→ **WHAT IS ASKED**: Gather each line of the records where "full" appears.

→ **Web page code records**:
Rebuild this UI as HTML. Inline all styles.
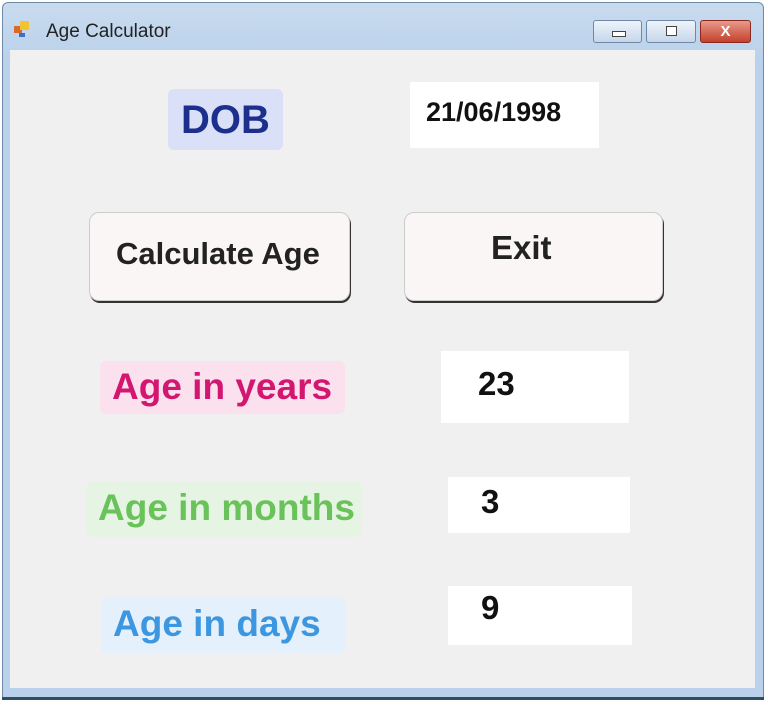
<!DOCTYPE html>
<html><head><style>
body{margin:0;width:768px;height:706px;overflow:hidden;background:#fff;font-family:"Liberation Sans",sans-serif;position:relative}
.frame{position:absolute;left:2px;top:2px;width:762px;height:696px;background:linear-gradient(#c9dbef,#b9d1ea 60px,#b9d1ea);border:1px solid #6e8aa8;border-radius:6px 6px 0 0;box-sizing:border-box}
.client{position:absolute;left:10px;top:50px;width:745px;height:638px;background:#f0f0f0}
.bottom{position:absolute;left:2px;top:697px;width:762px;height:3px;background:#2f4f60}
.t{position:absolute;font-weight:bold;white-space:nowrap}
.box{position:absolute;background:#fff}
.lab{position:absolute;border-radius:6px}
.btn{position:absolute;background:#fbf6f6;border-radius:10px;box-shadow:1px 2px 0 #333;border:1px solid #ccc;box-sizing:border-box}
.wb{position:absolute;top:20px;height:23px;border:1px solid #6f88a6;border-radius:3px;background:linear-gradient(#eef4fb,#c5d6ea);box-sizing:border-box}
</style></head><body>
<div class="frame"></div>
<div style="position:absolute;left:14px;top:26px;width:8px;height:7px;background:#d96a2a"></div>
<div style="position:absolute;left:20px;top:21px;width:9px;height:9px;background:#f2c230"></div>
<div style="position:absolute;left:19px;top:33px;width:6px;height:4px;background:#3d6ec9"></div>
<div class="t" style="left:46px;top:21px;font-weight:normal;font-size:19px;color:#222">Age Calculator</div>
<div class="wb" style="left:593px;width:49px"><div style="position:absolute;left:18px;top:10px;width:12px;height:4px;border:1px solid #444;background:#fff"></div></div>
<div class="wb" style="left:646px;width:50px"><div style="position:absolute;left:19px;top:5px;width:9px;height:8px;border:1px solid #444;background:#fff"></div></div>
<div class="wb" style="left:700px;width:51px;background:linear-gradient(#e89a8a,#c4412c);border-color:#8a2a1f;color:#fff;text-align:center;font-weight:bold;font-size:15px;line-height:21px">X</div>
<div class="client"></div>
<div class="bottom"></div>

<div class="lab" style="left:168px;top:89px;width:115px;height:61px;background:#dae0f8"></div>
<div class="t" style="left:181px;top:98px;font-size:40px;color:#1c2f8c">DOB</div>
<div class="box" style="left:410px;top:82px;width:189px;height:66px"></div>
<div class="t" style="left:426px;top:97px;font-size:27px;color:#111">21/06/1998</div>

<div class="btn" style="left:89px;top:212px;width:261px;height:89px"></div>
<div class="t" style="left:116px;top:236px;font-size:31px;color:#222">Calculate Age</div>
<div class="btn" style="left:404px;top:212px;width:259px;height:89px"></div>
<div class="t" style="left:491px;top:229px;font-size:33px;color:#222">Exit</div>

<div class="lab" style="left:100px;top:361px;width:245px;height:53px;background:#fbe0ee"></div>
<div class="t" style="left:112px;top:366px;font-size:37px;color:#d3166f">Age in years</div>
<div class="box" style="left:441px;top:351px;width:188px;height:72px"></div>
<div class="t" style="left:478px;top:365px;font-size:33px;color:#111">23</div>

<div class="lab" style="left:86px;top:482px;width:276px;height:55px;background:#e6f4e3"></div>
<div class="t" style="left:98px;top:487px;font-size:37px;color:#6ac25a">Age in months</div>
<div class="box" style="left:448px;top:477px;width:182px;height:56px"></div>
<div class="t" style="left:481px;top:483px;font-size:33px;color:#111">3</div>

<div class="lab" style="left:101px;top:597px;width:244px;height:56px;background:#e4f0fb"></div>
<div class="t" style="left:113px;top:603px;font-size:37px;color:#3d97e0">Age in days</div>
<div class="box" style="left:448px;top:586px;width:184px;height:59px"></div>
<div class="t" style="left:481px;top:589px;font-size:33px;color:#111">9</div>
</body></html>
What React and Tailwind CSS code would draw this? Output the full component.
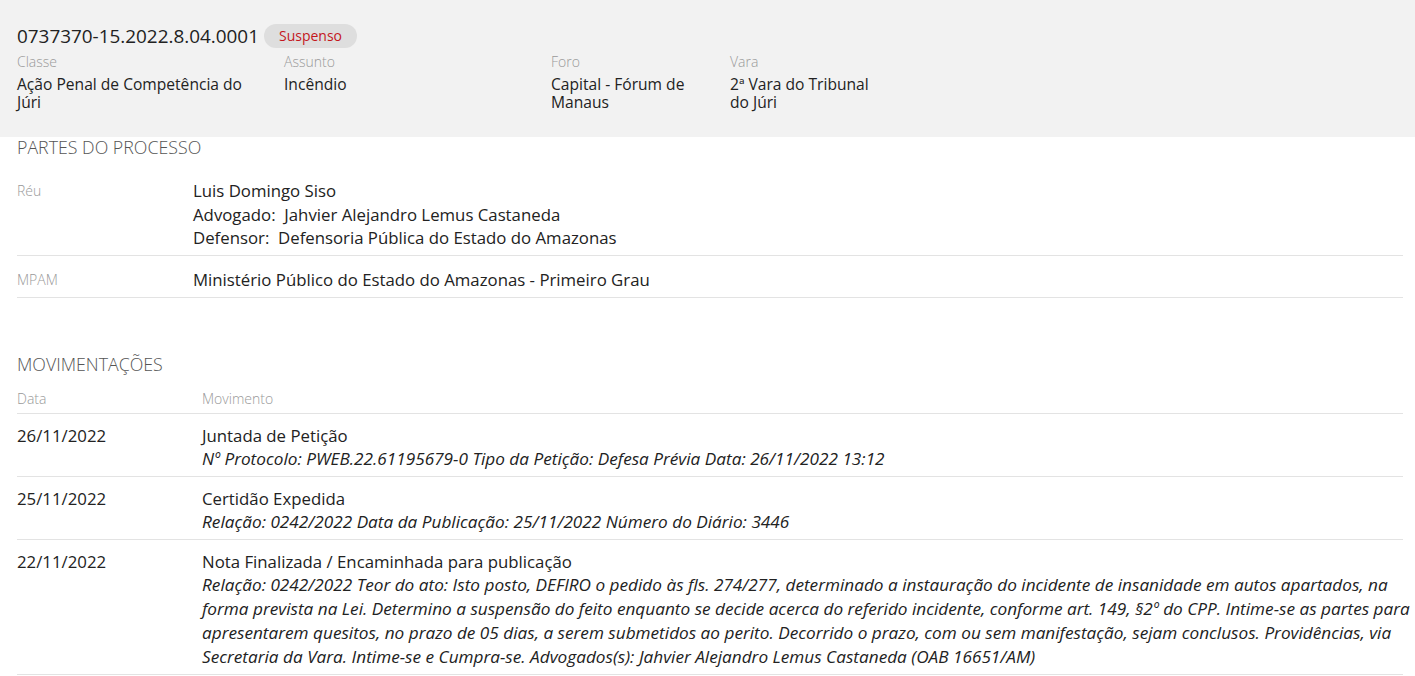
import React from 'react';

const info = [
    { label: 'Classe', value: 'Ação Penal de Competência do Júri', w: 'w-[250px]' },
    { label: 'Assunto', value: 'Incêndio', w: 'w-[250px]' },
    { label: 'Foro', value: 'Capital - Fórum de Manaus', w: 'w-[162px]' },
    { label: 'Vara', value: '2ª Vara do Tribunal do Júri', w: 'w-[150px]' },
];

const movs = [
    {
        data: '26/11/2022',
        titulo: 'Juntada de Petição',
        desc: 'Nº Protocolo: PWEB.22.61195679-0 Tipo da Petição: Defesa Prévia Data: 26/11/2022 13:12',
    },
    {
        data: '25/11/2022',
        titulo: 'Certidão Expedida',
        desc: 'Relação: 0242/2022 Data da Publicação: 25/11/2022 Número do Diário: 3446',
    },
    {
        data: '22/11/2022',
        titulo: 'Nota Finalizada / Encaminhada para publicação',
        desc: 'Relação: 0242/2022 Teor do ato: Isto posto, DEFIRO o pedido às fls. 274/277, determinado a instauração do incidente de insanidade em autos apartados, na forma prevista na Lei. Determino a suspensão do feito enquanto se decide acerca do referido incidente, conforme art. 149, §2º do CPP. Intime-se as partes para apresentarem quesitos, no prazo de 05 dias, a serem submetidos ao perito. Decorrido o prazo, com ou sem manifestação, sejam conclusos. Providências, via Secretaria da Vara. Intime-se e Cumpra-se. Advogados(s): Jahvier Alejandro Lemus Castaneda (OAB 16651/AM)',
    },
];

const App = () => {
    return (
        <div className="min-h-screen bg-white text-[#222] font-['Open_Sans',sans-serif]">

            {/* --- CABEÇALHO DO PROCESSO --- */}
            <div className="bg-[#f2f2f2] h-[137px] pl-[17px] pr-[12px] pt-[24px]">
                <div className="flex items-center">
                    <span className="text-[18.9px] leading-[24px] text-[#222]">0737370-15.2022.8.04.0001</span>
                    <span className="ml-[5px] h-[24px] px-[15px] rounded-full bg-[#dedede] text-[#c4161c] text-[14px] leading-[24px]">
                        Suspenso
                    </span>
                </div>
                <div className="flex gap-[17px] mt-[5px]">
                    {info.map(i => (
                        <div key={i.label} className={i.w}>
                            <div className="text-[14px] leading-[18px] text-[#999] font-light">{i.label}</div>
                            <div className="text-[15.6px] leading-[18px] text-[#222] mt-[4px]">{i.value}</div>
                        </div>
                    ))}
                </div>
            </div>

            {/* --- PARTES DO PROCESSO --- */}
            <div className="pl-[17px] pr-[12px]">
                <h2 className="text-[17.8px] leading-[20px] text-[#555] font-light">PARTES DO PROCESSO</h2>

                <div className="mt-[10px]">
                    <div className="flex border-b border-[#e3e3e3] pt-[12px] pb-[5px]">
                        <div className="w-[176px] text-[14px] leading-[23.5px] text-[#999] font-light">Réu</div>
                        <div className="text-[16.8px] leading-[23.5px]">
                            <div>Luis Domingo Siso</div>
                            <div>Advogado:&nbsp; Jahvier Alejandro Lemus Castaneda</div>
                            <div>Defensor:&nbsp; Defensoria Pública do Estado do Amazonas</div>
                        </div>
                    </div>
                    <div className="flex border-b border-[#e3e3e3] pt-[12px] pb-[6px]">
                        <div className="w-[176px] text-[14px] leading-[23.5px] text-[#999] font-light">MPAM</div>
                        <div className="text-[16.8px] leading-[23.5px]">
                            Ministério Público do Estado do Amazonas - Primeiro Grau
                        </div>
                    </div>
                </div>

                {/* --- MOVIMENTAÇÕES --- */}
                <h2 className="mt-[56px] text-[17.8px] leading-[20px] text-[#555] font-light">MOVIMENTAÇÕES</h2>

                <div className="flex border-b border-[#e3e3e3] mt-[16px] pb-[5px] text-[14px] leading-[18px] text-[#999] font-light">
                    <div className="w-[185px]">Data</div>
                    <div>Movimento</div>
                </div>

                {movs.map(m => (
                    <div key={m.data} className="flex border-b border-[#e3e3e3] pt-[11px] pb-[5px]">
                        <div className="w-[185px] shrink-0 text-[16.8px] leading-[22px]">{m.data}</div>
                        <div className="flex-1 mr-[-12px]">
                            <div className="text-[16.8px] leading-[22px]">{m.titulo}</div>
                            <div className="italic text-[17.2px] leading-[24px]">{m.desc}</div>
                        </div>
                    </div>
                ))}
            </div>
        </div>
    );
};

export default App;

→ **RESULT OF THE EXERCISE**:
What React and Tailwind CSS code would draw this? Output the full component.
                    <span className="ml-[5px] h-[24px] px-[15px] rounded-full bg-[#dedede] text-[#c4161c] text-[14px] leading-[24px]">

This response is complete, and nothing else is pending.